Exercise directions:
Extract every line that contains the string "index".

--- start ---

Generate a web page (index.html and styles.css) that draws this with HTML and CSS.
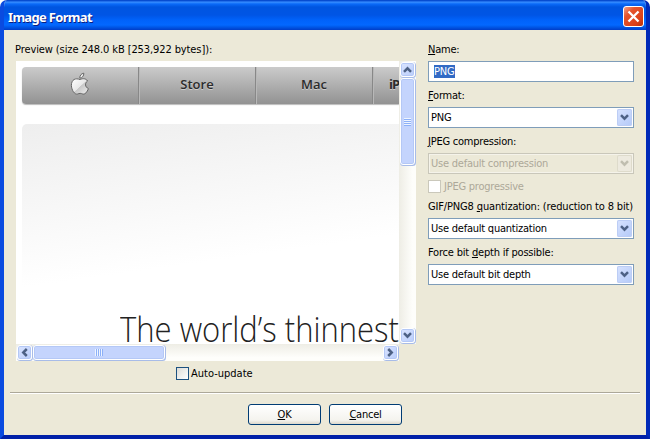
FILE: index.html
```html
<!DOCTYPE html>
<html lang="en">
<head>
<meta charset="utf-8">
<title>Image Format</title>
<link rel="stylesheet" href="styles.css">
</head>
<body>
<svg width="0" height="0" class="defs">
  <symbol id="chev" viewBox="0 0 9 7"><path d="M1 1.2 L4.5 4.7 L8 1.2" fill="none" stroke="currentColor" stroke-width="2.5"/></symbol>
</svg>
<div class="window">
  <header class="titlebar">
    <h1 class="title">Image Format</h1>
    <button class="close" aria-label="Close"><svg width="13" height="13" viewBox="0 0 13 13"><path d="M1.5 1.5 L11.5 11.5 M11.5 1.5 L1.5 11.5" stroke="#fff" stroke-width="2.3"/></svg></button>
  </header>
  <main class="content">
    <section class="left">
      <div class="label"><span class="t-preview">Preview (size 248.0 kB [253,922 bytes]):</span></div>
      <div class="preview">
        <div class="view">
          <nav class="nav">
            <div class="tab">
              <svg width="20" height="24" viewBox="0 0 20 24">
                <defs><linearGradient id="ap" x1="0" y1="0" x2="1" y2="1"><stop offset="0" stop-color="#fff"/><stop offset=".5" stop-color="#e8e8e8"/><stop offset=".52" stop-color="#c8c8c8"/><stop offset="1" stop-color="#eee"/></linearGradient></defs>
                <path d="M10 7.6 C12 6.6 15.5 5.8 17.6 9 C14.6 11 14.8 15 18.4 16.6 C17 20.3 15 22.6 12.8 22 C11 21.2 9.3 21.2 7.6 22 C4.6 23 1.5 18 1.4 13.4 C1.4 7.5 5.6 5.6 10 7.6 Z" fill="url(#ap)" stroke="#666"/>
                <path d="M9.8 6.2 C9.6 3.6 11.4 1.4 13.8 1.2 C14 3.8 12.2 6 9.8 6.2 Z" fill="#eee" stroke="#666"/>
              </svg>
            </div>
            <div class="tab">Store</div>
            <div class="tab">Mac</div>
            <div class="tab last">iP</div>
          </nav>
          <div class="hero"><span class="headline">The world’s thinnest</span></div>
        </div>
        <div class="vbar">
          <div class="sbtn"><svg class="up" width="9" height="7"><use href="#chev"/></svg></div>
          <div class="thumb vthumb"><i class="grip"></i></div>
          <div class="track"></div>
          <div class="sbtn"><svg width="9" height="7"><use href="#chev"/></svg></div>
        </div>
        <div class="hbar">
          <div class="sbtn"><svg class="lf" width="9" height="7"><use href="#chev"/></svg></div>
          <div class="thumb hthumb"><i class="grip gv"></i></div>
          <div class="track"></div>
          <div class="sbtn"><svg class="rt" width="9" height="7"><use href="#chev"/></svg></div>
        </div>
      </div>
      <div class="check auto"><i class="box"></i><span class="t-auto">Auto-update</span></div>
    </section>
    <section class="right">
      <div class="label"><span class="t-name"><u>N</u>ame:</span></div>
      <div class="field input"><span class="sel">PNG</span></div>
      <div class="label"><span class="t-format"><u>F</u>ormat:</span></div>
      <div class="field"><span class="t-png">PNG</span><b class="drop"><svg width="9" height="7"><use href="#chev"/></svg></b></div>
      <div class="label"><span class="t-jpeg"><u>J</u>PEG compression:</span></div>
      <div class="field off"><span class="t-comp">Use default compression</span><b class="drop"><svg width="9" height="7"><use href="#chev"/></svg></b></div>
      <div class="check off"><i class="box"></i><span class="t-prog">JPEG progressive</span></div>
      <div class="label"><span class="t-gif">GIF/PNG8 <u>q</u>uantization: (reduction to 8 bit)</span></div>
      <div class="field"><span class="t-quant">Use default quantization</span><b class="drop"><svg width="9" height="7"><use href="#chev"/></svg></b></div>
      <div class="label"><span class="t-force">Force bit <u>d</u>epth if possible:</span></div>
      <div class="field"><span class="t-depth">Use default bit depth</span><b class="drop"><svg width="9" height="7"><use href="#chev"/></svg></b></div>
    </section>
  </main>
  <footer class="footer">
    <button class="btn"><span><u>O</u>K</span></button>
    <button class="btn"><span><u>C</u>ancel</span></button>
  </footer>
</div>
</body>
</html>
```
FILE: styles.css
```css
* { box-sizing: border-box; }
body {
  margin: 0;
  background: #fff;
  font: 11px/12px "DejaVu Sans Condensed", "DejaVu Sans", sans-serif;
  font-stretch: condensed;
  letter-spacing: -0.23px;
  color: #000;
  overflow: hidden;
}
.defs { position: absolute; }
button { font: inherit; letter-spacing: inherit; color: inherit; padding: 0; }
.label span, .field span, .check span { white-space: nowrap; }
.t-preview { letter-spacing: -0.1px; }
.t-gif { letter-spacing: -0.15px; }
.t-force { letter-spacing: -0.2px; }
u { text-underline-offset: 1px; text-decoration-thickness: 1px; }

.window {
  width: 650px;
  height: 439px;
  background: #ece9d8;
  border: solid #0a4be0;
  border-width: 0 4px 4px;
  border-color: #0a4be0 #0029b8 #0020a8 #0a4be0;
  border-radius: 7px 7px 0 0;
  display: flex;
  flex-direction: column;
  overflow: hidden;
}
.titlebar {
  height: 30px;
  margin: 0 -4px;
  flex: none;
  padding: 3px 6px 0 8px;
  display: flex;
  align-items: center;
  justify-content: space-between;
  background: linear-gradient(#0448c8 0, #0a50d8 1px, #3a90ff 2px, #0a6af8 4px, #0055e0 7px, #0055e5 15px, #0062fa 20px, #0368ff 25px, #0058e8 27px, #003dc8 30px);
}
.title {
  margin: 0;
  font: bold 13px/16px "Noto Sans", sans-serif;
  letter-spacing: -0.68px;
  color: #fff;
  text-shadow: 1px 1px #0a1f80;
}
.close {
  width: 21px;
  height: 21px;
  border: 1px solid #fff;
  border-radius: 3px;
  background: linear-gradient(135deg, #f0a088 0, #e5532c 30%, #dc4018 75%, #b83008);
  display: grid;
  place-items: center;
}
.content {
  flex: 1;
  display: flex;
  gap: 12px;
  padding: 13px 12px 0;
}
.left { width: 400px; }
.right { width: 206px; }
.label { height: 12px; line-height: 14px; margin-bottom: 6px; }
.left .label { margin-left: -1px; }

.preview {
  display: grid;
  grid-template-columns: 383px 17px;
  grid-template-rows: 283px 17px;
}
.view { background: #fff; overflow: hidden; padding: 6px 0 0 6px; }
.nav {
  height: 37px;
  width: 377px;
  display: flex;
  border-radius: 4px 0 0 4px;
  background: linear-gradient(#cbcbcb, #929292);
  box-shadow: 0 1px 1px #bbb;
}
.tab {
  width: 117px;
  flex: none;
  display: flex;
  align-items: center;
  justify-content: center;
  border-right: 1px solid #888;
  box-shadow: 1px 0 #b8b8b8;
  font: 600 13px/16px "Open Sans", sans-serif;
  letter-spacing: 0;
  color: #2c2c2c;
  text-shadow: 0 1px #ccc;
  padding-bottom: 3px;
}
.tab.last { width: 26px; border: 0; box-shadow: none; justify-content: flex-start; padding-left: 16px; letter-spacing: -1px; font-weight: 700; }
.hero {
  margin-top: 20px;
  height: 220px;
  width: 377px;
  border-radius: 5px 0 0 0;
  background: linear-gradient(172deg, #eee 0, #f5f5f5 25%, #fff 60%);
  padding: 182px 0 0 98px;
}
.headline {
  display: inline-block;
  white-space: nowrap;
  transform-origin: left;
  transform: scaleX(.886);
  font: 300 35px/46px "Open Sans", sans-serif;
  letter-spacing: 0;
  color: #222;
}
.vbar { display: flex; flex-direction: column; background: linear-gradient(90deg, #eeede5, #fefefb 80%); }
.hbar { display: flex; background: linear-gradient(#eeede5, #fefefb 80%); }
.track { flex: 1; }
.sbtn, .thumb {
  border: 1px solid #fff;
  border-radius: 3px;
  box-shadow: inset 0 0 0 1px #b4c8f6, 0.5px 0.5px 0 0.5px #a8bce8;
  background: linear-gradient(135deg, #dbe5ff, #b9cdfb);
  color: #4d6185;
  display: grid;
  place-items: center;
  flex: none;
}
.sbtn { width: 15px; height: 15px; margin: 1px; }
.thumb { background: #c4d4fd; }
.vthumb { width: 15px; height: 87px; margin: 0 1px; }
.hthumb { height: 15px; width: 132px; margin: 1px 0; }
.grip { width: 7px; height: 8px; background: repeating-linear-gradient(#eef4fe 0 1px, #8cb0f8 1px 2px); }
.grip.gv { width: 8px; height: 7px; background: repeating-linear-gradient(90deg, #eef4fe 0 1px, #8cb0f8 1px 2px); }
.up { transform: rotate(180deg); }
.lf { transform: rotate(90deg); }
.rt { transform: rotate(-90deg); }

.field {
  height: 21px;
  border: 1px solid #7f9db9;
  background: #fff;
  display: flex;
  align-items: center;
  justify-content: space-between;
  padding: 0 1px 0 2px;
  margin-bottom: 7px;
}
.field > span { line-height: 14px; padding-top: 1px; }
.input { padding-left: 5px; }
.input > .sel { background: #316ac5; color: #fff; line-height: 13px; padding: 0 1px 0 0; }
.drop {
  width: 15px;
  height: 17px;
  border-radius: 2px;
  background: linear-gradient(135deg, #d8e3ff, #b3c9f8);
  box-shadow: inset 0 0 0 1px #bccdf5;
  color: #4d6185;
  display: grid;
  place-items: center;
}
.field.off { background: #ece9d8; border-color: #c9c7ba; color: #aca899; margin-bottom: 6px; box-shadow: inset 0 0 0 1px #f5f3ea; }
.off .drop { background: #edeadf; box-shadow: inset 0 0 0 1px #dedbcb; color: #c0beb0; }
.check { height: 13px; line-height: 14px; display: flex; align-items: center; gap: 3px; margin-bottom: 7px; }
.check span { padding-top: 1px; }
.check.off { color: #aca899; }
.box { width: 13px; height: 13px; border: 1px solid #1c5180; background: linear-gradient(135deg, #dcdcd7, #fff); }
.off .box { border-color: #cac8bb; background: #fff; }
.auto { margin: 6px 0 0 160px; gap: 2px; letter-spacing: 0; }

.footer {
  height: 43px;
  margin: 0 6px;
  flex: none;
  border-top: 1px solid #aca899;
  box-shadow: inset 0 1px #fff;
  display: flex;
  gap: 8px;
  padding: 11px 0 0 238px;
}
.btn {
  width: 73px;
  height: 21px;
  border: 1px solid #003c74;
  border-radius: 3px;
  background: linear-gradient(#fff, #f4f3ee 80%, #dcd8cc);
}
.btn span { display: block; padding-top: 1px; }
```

--- end ---
--- start ---

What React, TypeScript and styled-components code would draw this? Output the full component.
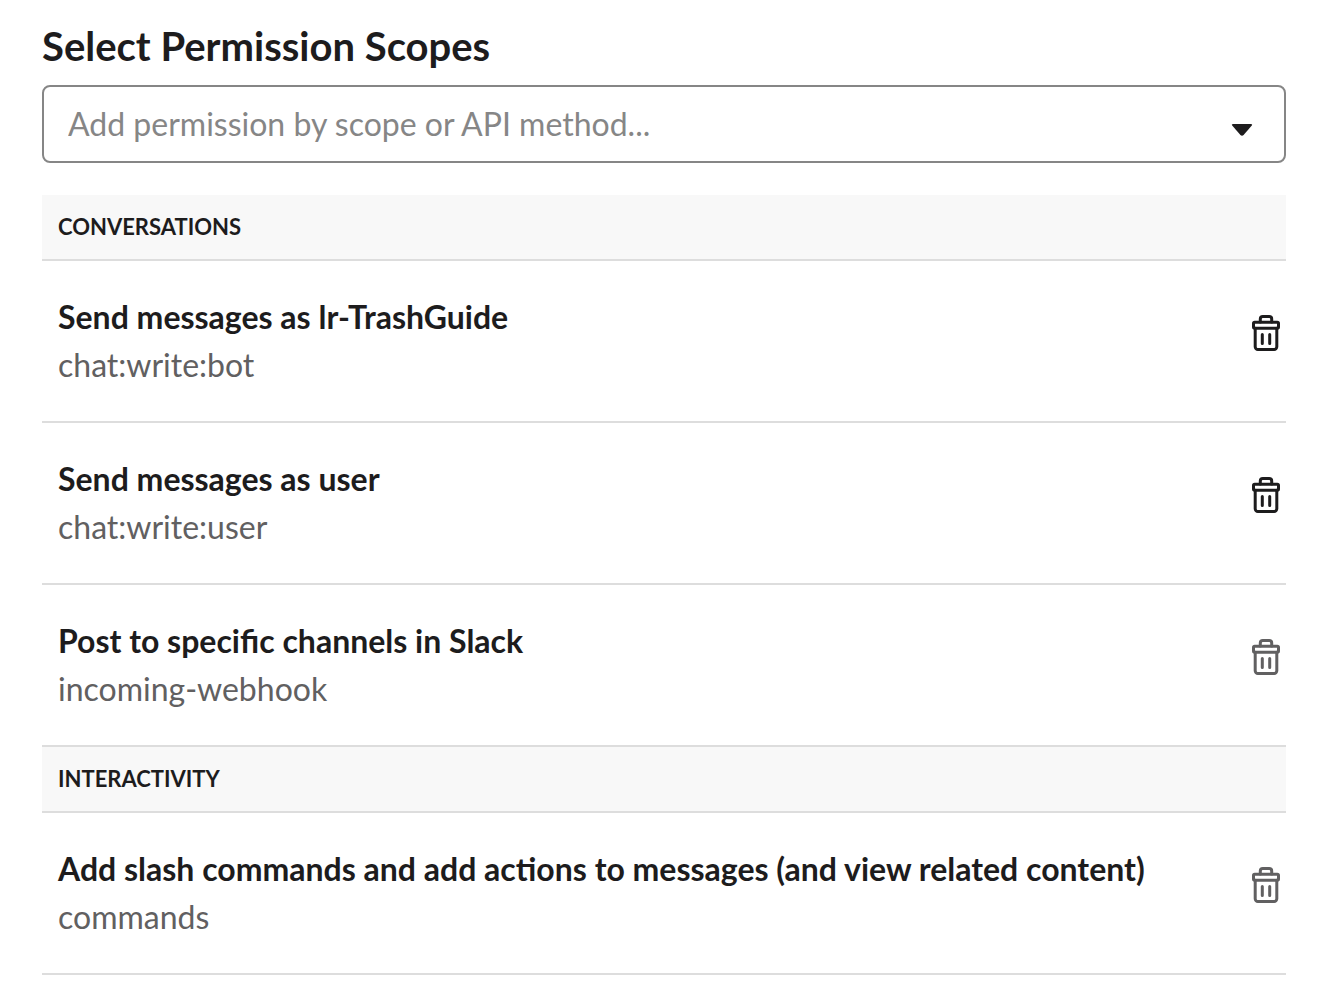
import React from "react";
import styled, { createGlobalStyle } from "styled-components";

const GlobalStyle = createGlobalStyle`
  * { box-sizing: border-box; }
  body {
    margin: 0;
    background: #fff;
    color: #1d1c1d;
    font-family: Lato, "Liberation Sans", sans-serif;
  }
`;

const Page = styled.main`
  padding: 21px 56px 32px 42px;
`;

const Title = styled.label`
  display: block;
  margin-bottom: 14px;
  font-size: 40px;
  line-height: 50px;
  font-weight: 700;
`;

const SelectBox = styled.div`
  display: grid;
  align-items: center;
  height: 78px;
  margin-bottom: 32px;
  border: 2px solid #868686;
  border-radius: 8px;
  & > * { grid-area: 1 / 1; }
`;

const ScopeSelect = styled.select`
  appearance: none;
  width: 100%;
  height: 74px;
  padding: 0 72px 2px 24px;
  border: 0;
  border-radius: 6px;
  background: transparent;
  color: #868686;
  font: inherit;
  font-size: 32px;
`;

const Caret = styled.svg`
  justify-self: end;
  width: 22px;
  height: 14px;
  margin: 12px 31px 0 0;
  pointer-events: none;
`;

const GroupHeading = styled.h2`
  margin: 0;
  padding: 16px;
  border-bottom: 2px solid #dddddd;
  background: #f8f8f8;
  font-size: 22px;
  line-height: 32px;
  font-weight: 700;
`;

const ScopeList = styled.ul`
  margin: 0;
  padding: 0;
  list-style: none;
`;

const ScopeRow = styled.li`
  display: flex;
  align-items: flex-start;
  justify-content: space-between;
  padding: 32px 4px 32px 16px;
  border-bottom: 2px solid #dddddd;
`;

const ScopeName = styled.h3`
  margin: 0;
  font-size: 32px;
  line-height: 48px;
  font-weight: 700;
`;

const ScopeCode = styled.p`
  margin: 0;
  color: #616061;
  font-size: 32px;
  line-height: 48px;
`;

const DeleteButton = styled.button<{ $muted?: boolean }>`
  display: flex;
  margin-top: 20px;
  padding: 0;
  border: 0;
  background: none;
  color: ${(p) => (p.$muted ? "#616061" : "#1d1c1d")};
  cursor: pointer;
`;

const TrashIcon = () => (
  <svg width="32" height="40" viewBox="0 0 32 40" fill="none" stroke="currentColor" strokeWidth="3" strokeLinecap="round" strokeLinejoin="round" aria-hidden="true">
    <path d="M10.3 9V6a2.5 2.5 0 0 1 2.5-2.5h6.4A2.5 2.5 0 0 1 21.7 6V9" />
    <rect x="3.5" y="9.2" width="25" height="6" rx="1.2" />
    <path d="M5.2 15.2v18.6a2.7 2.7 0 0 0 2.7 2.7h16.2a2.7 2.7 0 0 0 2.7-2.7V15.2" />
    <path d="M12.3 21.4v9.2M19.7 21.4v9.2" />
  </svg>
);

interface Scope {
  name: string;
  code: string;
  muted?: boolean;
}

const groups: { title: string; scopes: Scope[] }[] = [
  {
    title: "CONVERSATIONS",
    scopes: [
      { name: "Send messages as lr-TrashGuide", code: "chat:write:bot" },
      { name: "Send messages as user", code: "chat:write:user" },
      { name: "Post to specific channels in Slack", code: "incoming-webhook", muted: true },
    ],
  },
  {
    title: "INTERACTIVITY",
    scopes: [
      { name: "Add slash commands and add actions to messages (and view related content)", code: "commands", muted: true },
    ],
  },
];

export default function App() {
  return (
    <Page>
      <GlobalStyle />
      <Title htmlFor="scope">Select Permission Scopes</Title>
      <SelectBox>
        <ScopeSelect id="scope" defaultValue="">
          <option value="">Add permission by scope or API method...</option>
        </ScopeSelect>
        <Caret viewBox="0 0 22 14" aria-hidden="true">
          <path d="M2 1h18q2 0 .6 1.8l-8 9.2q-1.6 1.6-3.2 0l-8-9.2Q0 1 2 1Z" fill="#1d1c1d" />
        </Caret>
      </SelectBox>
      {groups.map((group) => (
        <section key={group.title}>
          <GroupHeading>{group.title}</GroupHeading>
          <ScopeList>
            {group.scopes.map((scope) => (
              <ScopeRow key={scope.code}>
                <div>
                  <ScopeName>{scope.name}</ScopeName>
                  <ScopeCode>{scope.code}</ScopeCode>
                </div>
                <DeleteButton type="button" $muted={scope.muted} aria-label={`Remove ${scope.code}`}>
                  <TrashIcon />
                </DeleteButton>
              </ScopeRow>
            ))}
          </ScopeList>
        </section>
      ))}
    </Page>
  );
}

--- end ---

Task result:
Generate a web page (index.html and styles.css) that draws this with HTML and CSS.
FILE: index.html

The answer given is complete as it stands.